The Story
Why it exists.
The beginning
Mercer Street runs through SoHo, the part of New York where architecture becomes attitude. Narrow sidewalks, cast-iron buildings, the kind of blocks that smell like coffee and cold air. Karl Lagerfeld's fragrance named for that street doesn't try to bottle the city. It tries to bottle the feeling of walking it. Aliénor Massenet built the composition around that tension: bright opening, unexpected heart, quiet finish. A fragrance that moves from entrance to departure without ever raising its voice. The 2020 release arrived as part of the Places by Karl collection, each scent a geographic coordinate, a set of coordinates in olfactory memory. Mercer Street is the urban one. The one that knows what it is.

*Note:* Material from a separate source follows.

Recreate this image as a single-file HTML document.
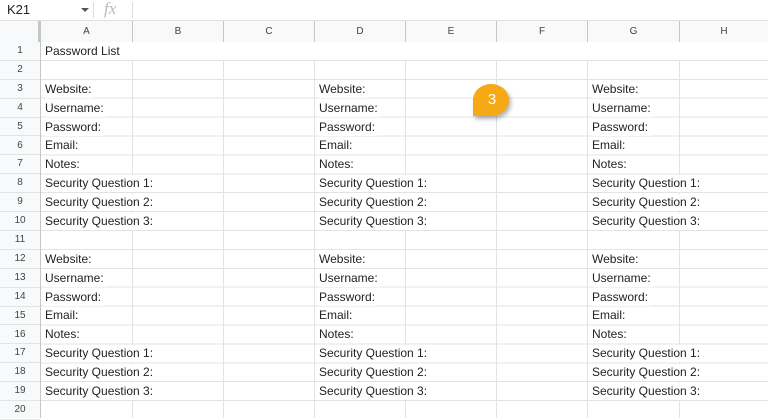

What makes this composition interesting is the rhubarb. Not the edible kind, the perfumery version, which carries a tartness that behaves differently than the fruit in your kitchen. It sits in the heart alongside water jasmine and geranium, adding a green acidity that cuts through the citrus and herbs. Most fresh fragrances build their heart around florals or woods. This one uses rhubarb to create a tartness that keeps you leaning in. The basil isn't the basil of pesto, it's the kind that smells almost anise, slightly bitter, green in a way that reads as cool rather than sweet.
The evolution
The opening hits fast, lime and basil arrive together, bright and clean, with white pepper settling underneath like a quiet foundation. No delay. No ceremony. The first two hours belong to the citrus and herbs, the rhubarb waiting its turn. When it arrives, the tartness surprises. Water jasmine and geranium join, florals that smell more like green stems than petals. The composition shifts from fresh to something with more character. Then the base takes over. Vetiver, white woods, and musk arrive slowly, rounding the edges, turning the tartness into something softer. The drydown is clean cotton and skin-warm musk, intimate, close, the kind of scent that someone standing next to you will notice before someone across the room. Lasts a full workday on most skin types. The projection softens after the first hour. What remains is quiet confidence.
Cultural impact
The Places by Karl collection translates urban geography into scent, each fragrance a coordinate, a specific location distilled into something wearable. Mercer Street is the New York entry: the one that carries the city's architectural rigor into a bottle. It sits in the fresh-aromatic category alongside established names, offering a clean, modern alternative at an accessible price point. The rhubarb heart is the differentiating move, tart enough to create conversation, subtle enough to avoid alienating. It's the fragrance for someone who wants to smell like they know what they're doing.